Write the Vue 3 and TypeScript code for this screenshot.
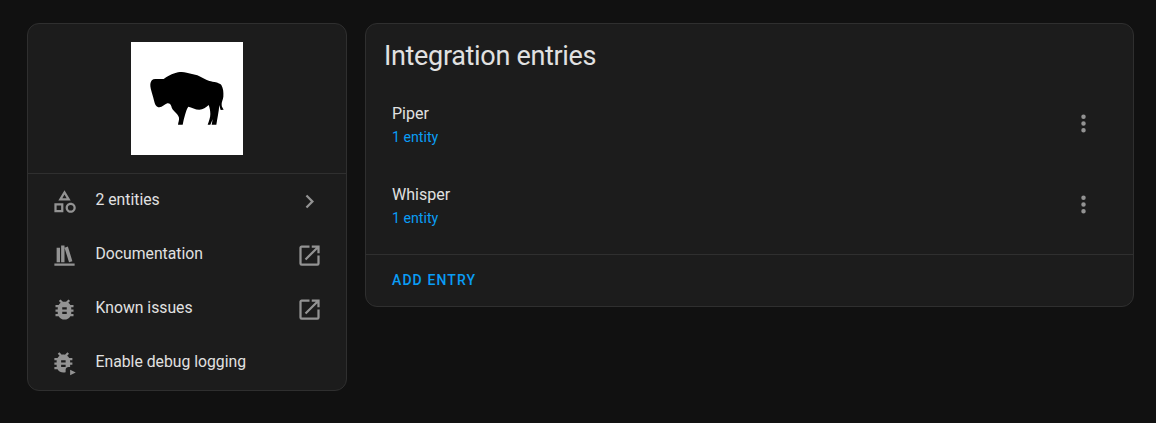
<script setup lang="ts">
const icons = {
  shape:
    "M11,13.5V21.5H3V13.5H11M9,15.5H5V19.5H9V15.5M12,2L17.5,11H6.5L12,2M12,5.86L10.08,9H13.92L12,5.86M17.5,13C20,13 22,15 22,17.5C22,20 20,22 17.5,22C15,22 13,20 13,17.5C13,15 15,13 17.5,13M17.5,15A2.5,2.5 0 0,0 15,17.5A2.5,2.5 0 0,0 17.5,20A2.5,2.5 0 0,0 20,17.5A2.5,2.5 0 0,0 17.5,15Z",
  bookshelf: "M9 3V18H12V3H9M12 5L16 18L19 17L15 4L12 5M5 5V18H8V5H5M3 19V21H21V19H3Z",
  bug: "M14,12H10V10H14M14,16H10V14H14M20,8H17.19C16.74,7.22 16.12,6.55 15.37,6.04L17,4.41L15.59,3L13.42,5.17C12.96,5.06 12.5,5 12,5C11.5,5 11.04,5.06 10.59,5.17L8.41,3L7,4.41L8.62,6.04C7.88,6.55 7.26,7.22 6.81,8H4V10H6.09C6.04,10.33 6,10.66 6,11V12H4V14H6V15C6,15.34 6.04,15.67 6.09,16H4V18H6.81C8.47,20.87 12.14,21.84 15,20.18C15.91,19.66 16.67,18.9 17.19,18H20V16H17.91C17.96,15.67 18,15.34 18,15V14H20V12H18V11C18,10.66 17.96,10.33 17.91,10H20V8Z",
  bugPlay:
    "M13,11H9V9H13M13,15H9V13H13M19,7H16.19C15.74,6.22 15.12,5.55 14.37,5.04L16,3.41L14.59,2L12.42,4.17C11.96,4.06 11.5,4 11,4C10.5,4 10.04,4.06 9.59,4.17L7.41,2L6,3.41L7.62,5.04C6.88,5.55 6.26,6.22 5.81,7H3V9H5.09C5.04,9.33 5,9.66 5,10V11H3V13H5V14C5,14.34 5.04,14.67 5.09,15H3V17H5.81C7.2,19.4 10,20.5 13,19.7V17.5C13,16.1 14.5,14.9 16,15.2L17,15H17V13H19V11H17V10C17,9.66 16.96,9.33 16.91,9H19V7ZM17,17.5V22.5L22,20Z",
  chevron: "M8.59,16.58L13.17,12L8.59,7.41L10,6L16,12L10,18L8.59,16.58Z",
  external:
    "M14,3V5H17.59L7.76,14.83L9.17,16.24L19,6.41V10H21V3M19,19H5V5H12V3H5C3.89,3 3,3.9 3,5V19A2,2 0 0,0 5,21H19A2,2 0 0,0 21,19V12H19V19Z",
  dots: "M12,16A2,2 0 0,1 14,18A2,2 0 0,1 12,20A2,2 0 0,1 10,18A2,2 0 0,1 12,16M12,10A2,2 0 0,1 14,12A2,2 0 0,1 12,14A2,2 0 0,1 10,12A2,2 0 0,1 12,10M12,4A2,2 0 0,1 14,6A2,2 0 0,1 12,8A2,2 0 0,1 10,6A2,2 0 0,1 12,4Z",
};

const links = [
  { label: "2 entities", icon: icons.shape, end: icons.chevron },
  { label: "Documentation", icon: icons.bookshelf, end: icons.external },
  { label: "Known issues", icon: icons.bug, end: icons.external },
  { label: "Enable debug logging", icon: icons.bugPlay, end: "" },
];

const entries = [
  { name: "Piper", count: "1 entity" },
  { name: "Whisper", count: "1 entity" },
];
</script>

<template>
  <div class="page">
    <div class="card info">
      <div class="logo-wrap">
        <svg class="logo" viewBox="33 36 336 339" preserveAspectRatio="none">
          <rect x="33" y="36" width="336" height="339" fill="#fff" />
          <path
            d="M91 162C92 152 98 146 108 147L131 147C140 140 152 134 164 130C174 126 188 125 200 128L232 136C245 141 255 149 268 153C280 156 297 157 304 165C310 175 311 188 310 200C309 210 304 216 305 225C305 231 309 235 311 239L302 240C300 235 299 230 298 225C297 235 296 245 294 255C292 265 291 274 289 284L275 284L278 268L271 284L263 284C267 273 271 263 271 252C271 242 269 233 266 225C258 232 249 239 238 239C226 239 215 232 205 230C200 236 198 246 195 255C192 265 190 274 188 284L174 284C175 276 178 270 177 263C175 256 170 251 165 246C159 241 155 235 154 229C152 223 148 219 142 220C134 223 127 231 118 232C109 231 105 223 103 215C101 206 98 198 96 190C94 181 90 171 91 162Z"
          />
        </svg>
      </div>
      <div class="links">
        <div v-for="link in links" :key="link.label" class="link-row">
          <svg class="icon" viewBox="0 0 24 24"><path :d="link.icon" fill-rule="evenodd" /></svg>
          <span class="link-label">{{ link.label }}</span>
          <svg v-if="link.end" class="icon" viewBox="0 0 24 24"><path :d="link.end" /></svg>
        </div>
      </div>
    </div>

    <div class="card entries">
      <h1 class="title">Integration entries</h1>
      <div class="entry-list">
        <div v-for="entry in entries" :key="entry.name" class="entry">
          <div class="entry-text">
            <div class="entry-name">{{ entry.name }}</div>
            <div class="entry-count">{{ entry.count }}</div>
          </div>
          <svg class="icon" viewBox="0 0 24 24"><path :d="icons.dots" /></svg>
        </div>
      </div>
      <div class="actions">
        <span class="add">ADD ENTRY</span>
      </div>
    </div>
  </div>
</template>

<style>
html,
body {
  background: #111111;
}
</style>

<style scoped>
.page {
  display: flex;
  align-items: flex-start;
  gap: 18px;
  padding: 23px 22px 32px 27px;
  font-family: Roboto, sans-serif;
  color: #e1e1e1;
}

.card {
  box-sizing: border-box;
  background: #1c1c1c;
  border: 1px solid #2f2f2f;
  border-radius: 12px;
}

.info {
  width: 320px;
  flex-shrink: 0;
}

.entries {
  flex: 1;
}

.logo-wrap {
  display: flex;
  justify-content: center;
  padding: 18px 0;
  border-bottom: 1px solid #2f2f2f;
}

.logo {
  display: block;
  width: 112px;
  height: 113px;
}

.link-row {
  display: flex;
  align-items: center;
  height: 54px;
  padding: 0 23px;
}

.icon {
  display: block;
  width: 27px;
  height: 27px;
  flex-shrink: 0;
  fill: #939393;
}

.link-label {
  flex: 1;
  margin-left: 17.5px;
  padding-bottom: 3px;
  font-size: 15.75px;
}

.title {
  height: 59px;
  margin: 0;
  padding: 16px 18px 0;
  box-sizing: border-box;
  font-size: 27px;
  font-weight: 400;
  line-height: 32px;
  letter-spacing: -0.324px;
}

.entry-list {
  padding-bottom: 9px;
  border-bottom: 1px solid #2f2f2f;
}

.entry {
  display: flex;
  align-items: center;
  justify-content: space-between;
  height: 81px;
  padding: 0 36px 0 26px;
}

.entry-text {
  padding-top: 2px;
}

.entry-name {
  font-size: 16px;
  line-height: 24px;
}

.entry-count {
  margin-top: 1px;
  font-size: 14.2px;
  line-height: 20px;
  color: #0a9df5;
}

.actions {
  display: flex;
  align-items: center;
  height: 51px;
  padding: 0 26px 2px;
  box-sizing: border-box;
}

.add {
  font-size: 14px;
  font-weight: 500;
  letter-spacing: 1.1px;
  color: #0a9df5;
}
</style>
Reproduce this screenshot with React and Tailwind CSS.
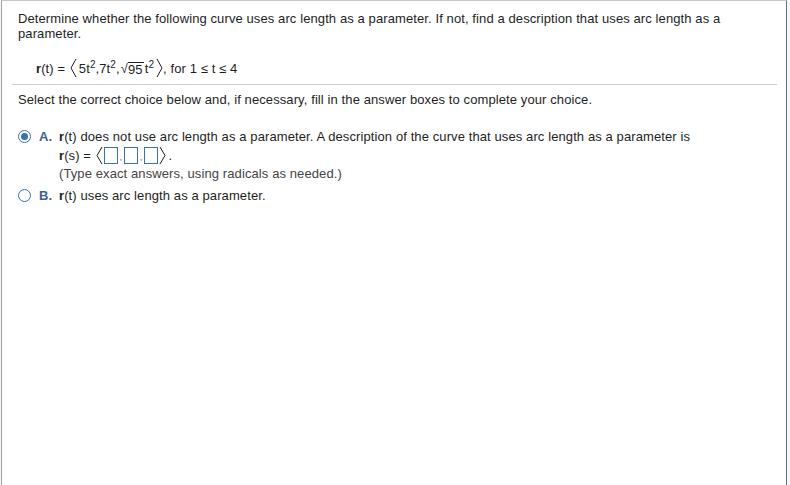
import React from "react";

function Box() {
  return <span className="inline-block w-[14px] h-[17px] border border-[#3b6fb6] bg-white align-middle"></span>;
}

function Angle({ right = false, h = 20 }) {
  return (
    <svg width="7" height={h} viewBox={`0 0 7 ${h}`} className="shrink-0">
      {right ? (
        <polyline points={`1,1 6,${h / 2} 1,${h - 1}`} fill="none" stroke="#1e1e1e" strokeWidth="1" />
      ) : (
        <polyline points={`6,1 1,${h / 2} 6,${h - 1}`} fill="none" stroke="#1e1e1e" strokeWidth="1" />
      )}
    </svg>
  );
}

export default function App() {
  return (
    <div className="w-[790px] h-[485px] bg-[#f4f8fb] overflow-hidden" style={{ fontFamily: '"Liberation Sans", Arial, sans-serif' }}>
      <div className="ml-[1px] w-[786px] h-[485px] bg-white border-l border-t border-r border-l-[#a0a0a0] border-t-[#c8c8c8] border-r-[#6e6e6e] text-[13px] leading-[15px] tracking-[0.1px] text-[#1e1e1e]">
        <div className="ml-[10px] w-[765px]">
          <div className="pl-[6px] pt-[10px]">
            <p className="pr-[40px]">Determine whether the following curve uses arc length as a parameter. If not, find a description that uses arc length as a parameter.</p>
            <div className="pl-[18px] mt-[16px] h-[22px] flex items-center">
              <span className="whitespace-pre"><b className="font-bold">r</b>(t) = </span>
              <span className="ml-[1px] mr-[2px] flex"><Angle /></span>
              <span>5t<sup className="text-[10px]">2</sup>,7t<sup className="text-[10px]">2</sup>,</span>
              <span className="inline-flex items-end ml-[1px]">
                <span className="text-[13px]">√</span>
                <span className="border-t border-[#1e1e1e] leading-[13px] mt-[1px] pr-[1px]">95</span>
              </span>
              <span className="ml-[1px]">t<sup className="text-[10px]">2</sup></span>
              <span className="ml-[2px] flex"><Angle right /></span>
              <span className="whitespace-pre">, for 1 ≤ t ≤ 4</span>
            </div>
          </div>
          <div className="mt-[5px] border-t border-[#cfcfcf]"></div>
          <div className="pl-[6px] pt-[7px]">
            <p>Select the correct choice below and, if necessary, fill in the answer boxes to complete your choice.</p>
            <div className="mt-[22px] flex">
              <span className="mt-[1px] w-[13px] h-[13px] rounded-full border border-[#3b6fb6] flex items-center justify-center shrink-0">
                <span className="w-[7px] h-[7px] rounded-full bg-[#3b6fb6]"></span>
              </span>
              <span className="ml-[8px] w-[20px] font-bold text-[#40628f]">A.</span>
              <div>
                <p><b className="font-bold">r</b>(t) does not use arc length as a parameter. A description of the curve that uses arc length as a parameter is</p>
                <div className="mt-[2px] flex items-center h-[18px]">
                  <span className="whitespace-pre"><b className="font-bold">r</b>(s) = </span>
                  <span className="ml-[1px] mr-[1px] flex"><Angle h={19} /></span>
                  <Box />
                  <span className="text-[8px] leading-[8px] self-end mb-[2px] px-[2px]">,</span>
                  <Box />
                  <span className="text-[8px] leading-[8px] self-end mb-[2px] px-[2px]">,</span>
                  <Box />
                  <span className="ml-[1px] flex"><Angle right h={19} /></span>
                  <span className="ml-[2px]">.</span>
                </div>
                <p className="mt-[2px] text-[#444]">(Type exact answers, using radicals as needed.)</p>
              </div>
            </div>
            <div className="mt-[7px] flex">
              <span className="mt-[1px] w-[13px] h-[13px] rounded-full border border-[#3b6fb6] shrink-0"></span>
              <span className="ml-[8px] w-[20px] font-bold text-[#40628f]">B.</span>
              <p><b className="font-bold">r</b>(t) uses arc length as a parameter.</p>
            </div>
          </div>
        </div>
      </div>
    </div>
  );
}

···

#### What to produce:
Using the records above, gather all lines where the string "this" is present.

#### Answer to the problem:
Write the Vue 3 and TypeScript code for this screenshot.
Reproduce this screenshot with React and Tailwind CSS.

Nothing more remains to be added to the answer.